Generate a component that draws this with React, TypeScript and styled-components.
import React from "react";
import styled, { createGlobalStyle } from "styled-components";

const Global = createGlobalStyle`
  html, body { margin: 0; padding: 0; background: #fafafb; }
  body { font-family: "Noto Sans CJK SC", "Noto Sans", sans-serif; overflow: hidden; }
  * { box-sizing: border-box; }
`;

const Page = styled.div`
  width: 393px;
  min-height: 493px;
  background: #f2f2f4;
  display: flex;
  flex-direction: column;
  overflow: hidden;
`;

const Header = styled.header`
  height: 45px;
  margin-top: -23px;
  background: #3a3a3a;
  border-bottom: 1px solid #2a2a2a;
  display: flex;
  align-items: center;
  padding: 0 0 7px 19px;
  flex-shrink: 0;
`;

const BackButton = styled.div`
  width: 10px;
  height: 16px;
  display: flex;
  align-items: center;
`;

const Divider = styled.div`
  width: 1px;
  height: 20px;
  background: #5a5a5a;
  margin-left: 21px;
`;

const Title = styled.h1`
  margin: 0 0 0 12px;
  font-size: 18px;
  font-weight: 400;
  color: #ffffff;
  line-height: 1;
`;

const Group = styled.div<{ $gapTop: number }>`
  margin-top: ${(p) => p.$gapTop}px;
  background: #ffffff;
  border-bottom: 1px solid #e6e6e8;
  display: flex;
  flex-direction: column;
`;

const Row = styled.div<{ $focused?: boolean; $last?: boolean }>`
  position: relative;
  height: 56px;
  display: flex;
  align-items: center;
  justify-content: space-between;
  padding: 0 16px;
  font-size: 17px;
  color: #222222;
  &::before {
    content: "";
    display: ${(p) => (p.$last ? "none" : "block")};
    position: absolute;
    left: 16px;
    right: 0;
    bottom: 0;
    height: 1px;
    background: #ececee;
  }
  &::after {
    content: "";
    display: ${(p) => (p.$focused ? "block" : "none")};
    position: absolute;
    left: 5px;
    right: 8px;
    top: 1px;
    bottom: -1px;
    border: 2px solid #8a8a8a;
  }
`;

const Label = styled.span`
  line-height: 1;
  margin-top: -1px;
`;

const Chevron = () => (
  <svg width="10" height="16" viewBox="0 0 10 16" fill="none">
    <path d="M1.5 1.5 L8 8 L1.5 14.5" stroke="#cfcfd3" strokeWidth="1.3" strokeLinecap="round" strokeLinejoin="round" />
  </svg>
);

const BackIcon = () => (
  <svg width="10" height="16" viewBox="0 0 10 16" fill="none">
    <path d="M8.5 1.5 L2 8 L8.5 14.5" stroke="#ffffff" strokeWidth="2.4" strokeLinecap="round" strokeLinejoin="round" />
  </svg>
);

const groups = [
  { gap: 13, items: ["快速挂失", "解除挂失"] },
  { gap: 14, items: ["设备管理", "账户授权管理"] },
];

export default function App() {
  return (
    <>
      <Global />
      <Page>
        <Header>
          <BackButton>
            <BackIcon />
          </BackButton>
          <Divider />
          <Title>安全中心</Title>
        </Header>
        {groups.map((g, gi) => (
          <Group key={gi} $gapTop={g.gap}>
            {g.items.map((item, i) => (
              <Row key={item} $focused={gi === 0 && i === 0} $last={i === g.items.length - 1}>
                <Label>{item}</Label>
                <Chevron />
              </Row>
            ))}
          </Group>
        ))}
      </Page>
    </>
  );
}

--

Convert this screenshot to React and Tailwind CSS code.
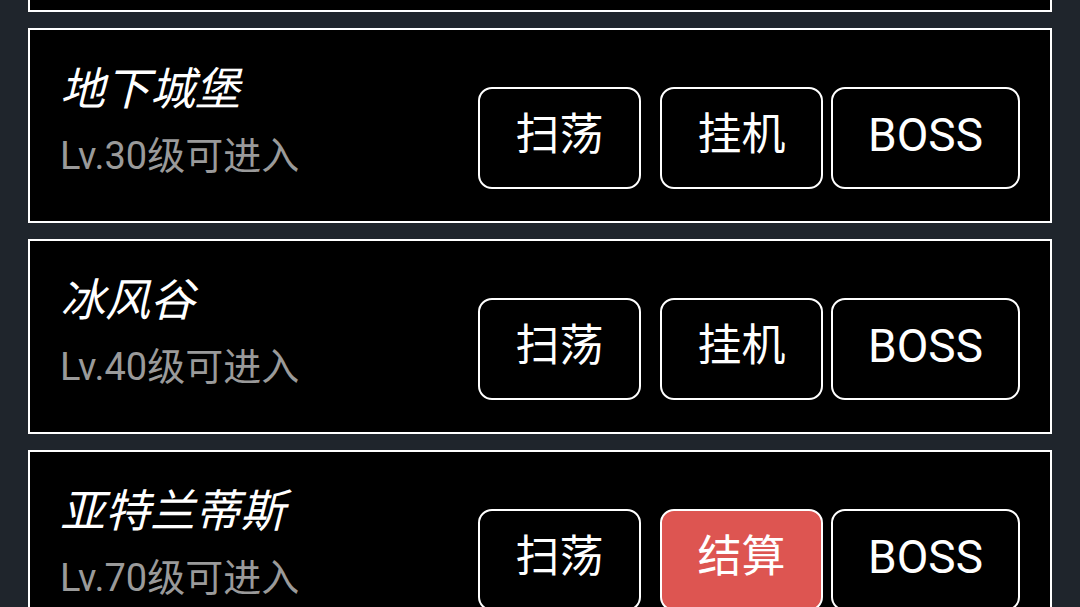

--

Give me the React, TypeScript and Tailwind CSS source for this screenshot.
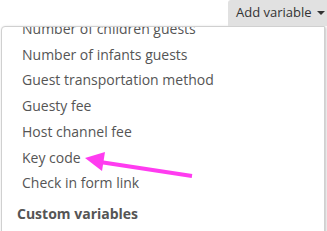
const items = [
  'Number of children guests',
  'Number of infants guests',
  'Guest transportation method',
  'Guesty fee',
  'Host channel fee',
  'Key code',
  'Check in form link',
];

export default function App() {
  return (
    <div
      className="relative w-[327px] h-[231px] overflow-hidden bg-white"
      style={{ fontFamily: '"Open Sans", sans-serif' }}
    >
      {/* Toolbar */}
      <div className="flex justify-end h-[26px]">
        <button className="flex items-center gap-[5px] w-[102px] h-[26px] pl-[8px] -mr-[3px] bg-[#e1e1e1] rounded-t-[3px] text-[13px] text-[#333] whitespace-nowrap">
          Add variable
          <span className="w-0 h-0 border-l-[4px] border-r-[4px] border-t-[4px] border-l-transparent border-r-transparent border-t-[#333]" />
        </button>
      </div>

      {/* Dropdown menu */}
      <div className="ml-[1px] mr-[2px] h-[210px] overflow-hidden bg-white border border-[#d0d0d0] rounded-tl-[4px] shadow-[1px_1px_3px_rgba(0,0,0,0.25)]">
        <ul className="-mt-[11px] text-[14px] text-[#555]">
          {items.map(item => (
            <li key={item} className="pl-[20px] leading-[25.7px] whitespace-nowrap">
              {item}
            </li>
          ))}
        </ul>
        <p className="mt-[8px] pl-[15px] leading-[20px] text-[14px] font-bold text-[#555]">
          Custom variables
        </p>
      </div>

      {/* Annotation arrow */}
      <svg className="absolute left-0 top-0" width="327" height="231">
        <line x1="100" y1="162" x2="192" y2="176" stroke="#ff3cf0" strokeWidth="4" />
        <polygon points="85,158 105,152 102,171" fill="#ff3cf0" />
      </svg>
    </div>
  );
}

- **PROBLEM**
Count each line above in which the string "components" appears, then state only the total.

- **WRITTEN RESPONSE**
2